How often do you open up to a scary e-mail inbox? If you’re like most executives, one mistaken belief is perpetuating a daily menacing e-mail situation. And it’s not what you think. If you believe you need to “organize” your e-mails to regain control, you’re wrong. The practice of being organized in the inbox leaves you disorganized more times than not. Here’s how to quell that chain-shaking desire for organization and how to dominate through disorder.
Flawed Principle: Hyper Organization
When you’re bombarded with hundreds of e-mails a day, you know something must be done to maintain order. So you are drawn toward methods that give order to so many other areas of your life. Clothes categorized by body part saves time. Forks separated from knives makes setting the table faster. Papers filed by project are easier to locate. So creating an elaborate folder system to store reference e-mails must be the answer. Right? Wrong!
Imagine if Google were to “organize” information. Say you’re vacationing and you want to find a well-rated sandwich shop that will deliver to the beach. Do you look in the Sandwich Shop folder under the town name? Or in the Delivers folder under restaurants?
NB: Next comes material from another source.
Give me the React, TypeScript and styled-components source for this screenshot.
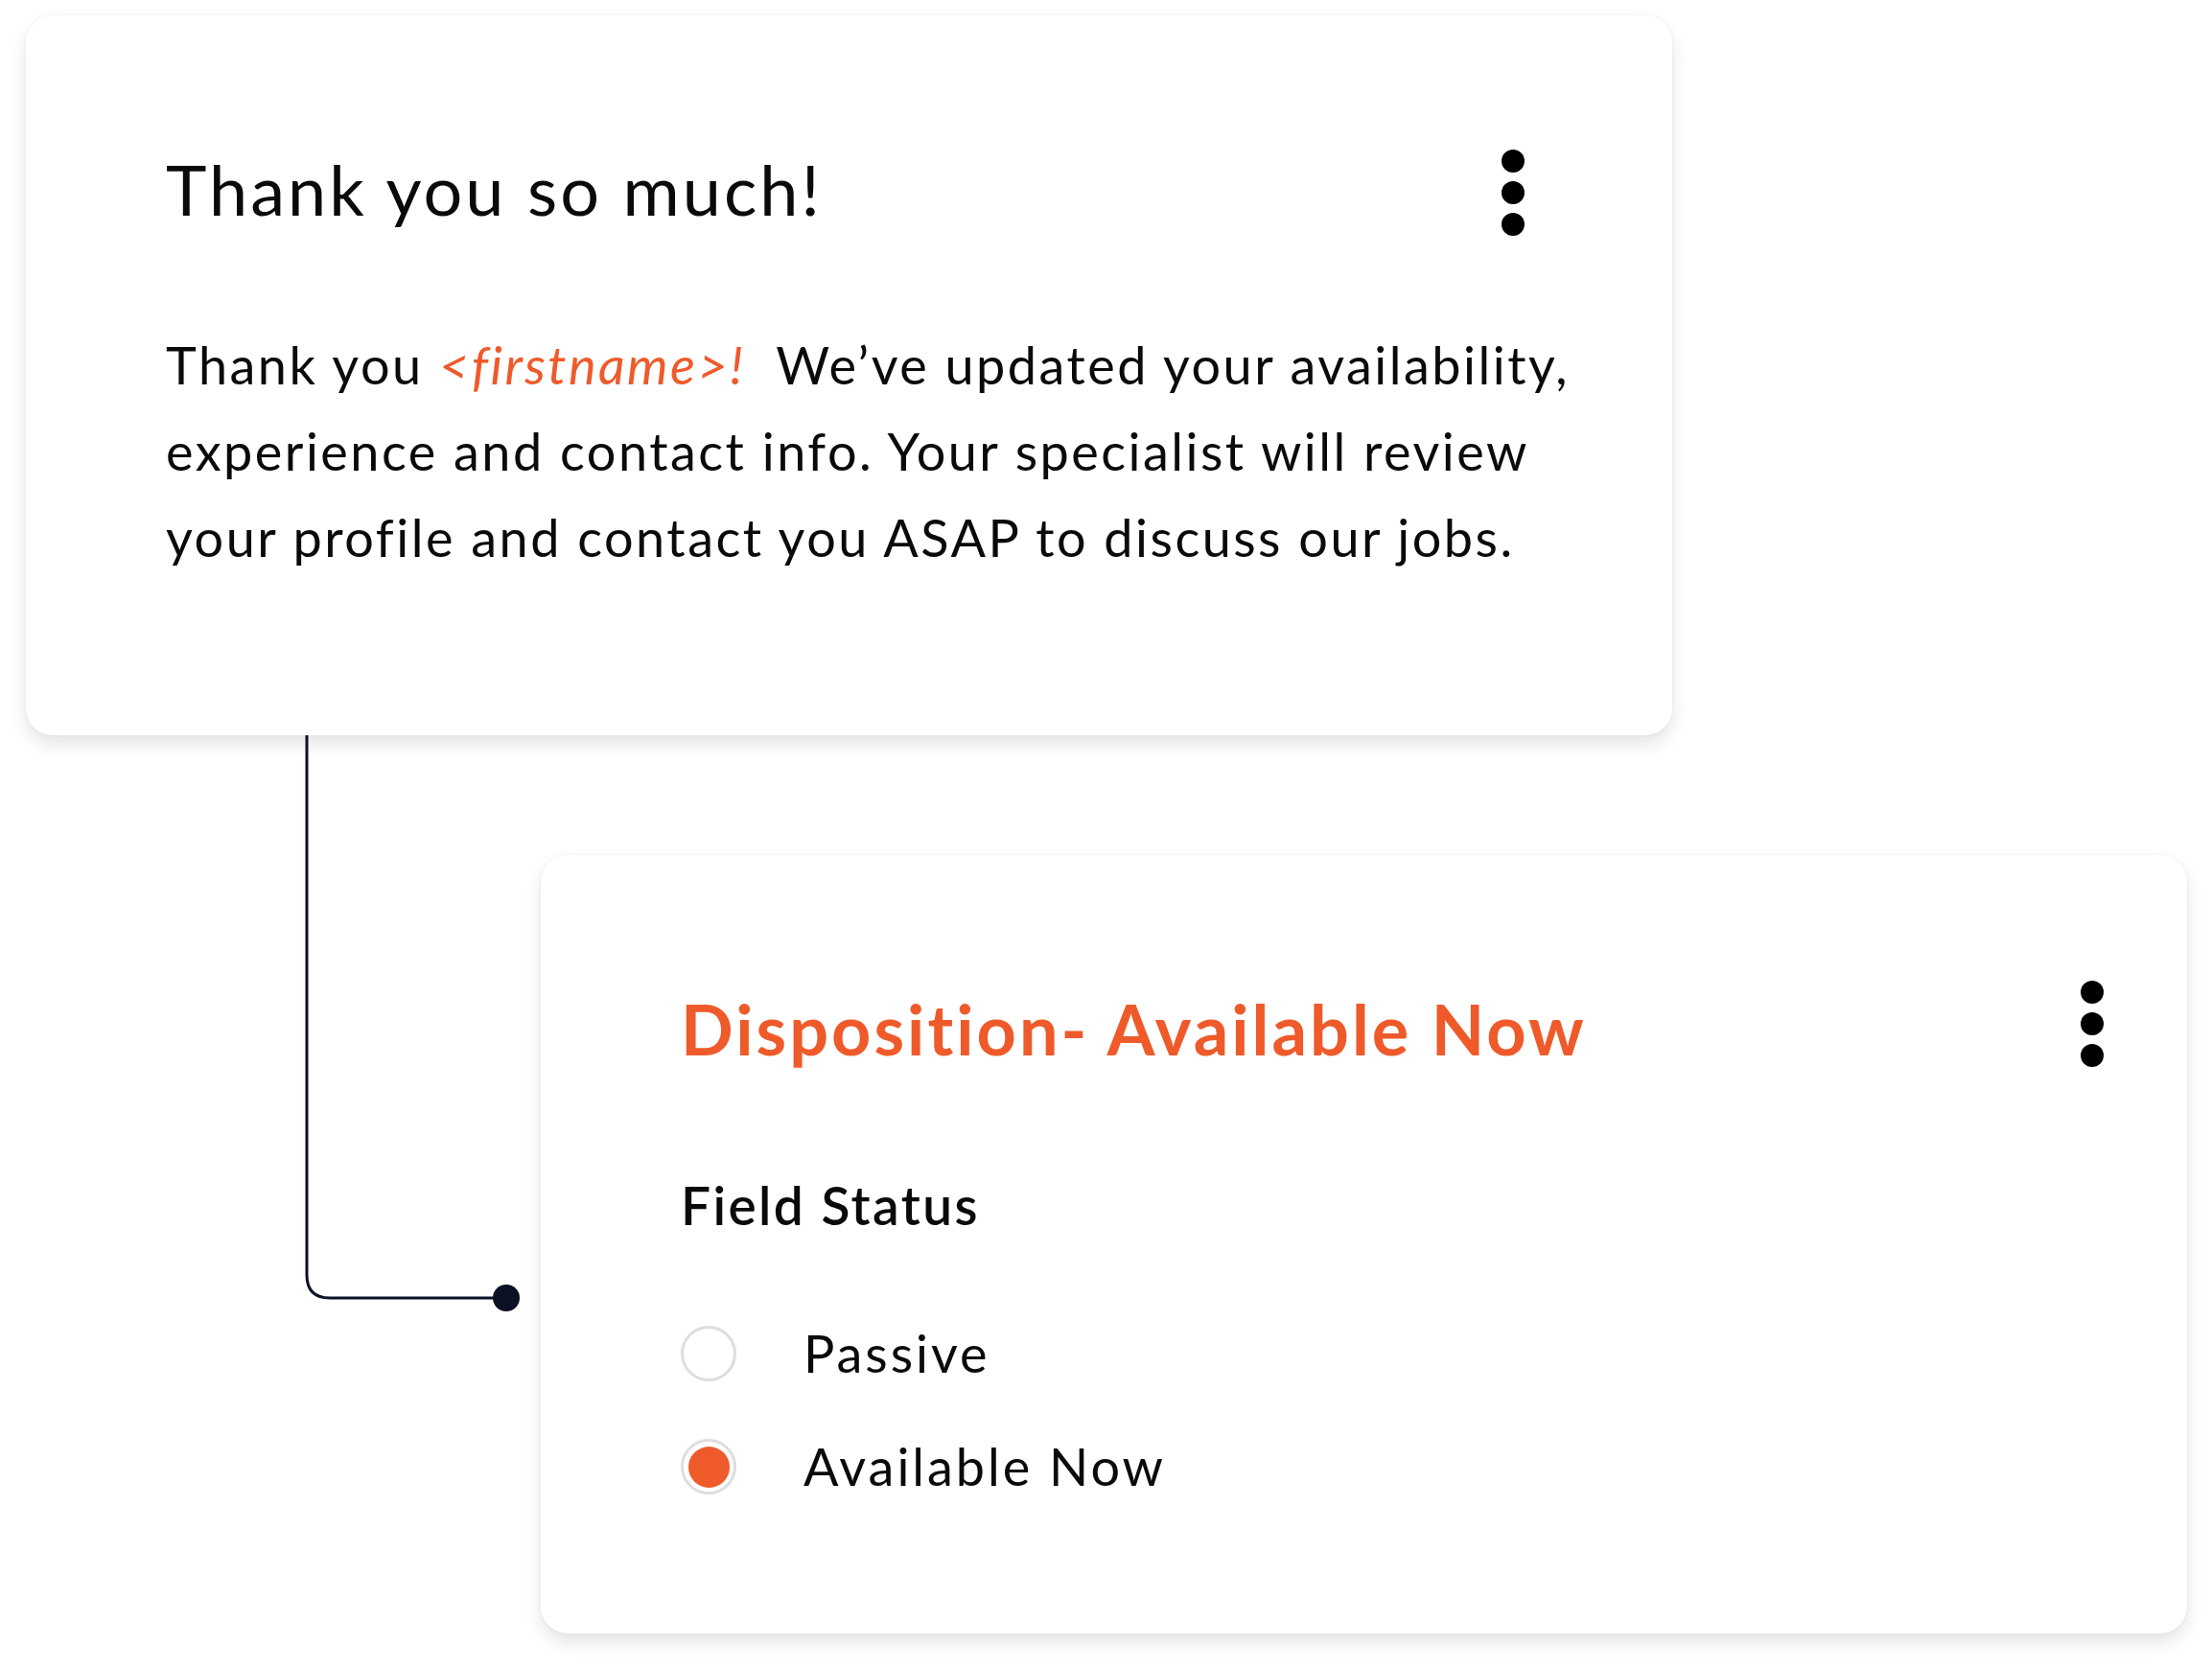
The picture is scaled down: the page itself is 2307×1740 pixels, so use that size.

Or maybe in the 2012 Top-Rated Restaurants folder? (Is this quandary familiar?)
Since the volume of e-mail is high, the nature of e-mail communication allows for multiple topics to be covered in one message, and because digital search has become so powerful, organization is not the answer. Search is.
Solution: Hypo Organization
Instead of using paper files and folders as your archetype, model Google. Opt for far less order and then use keyword searches and sort to retrieve items when you need them. If you’re a PC and don’t have the advantage of Spotlight, consider investing in an add-in desktop search tool like X1 or Copernic to enable split-second e-mail and document searches across your computer.
By the way, many already use hypo organization in the sent folder and inbox because of being so far behind on filing. These steps will help remove the guilt and introduce relief in seeing only new and task-begging e-mails without the clutter of useless ones.
Step 1: Practice Search
So that you can get comfortable enough to implement step three, practice search. Test yourself for up to a week to see if you can find things without referring to your folder system. Study the advanced search features and customize your sort options to yield more accurate results.
Step 2: Establish a Single Reference Point
Now that you’re secure in finding things, create a general reference folder. This is where you’re going to dump everything that no longer requires action, but may need to be referenced some day. Common names include Reference Bucket, General Reference, Reference, Dump Bucket. If you’re feeling brave, consider the Delete folder or Archive in Gmail your single reference point. This eliminates the need to file, as hitting the delete or archive key automatically removes it from the inbox and files it for you.
Step 3: Move Inbox Items Into Reference Point
Select everything in your inbox three weeks or older & move them all to your single reference point. Feel free to adjust the timing to two weeks, but don’t adjust in the other direction. Do not organize those e-mails by filing them into your folder system! It’s not worth your time. You’re currently getting along without that organization living out of your inbox, so why apply the organization when you know you can live without it?
Go through the remaining e-mails, filing items not requiring action into the reference point and leaving all those requiring action in your inbox.
Step 4: Sunset Old Folder System
The last step is to close down your old folder system. If having some e-mails organized and others not bothers you, then take the longer road of selecting all from each folder and moving into the single reference point. If this level of detail doesn’t matter to you, nest the folders under the single reference folder and then fold them up so you no longer see them. If you identify a folder or two that seems more reliable than search or sort, you’re allowed this exception (like Google’s Images/Maps/Videos filters) provided they don’t rule.
Now nothing is preventing you from fearlessness as you enter your e-mail inbox. Except maybe those frightening requests and ominous responses.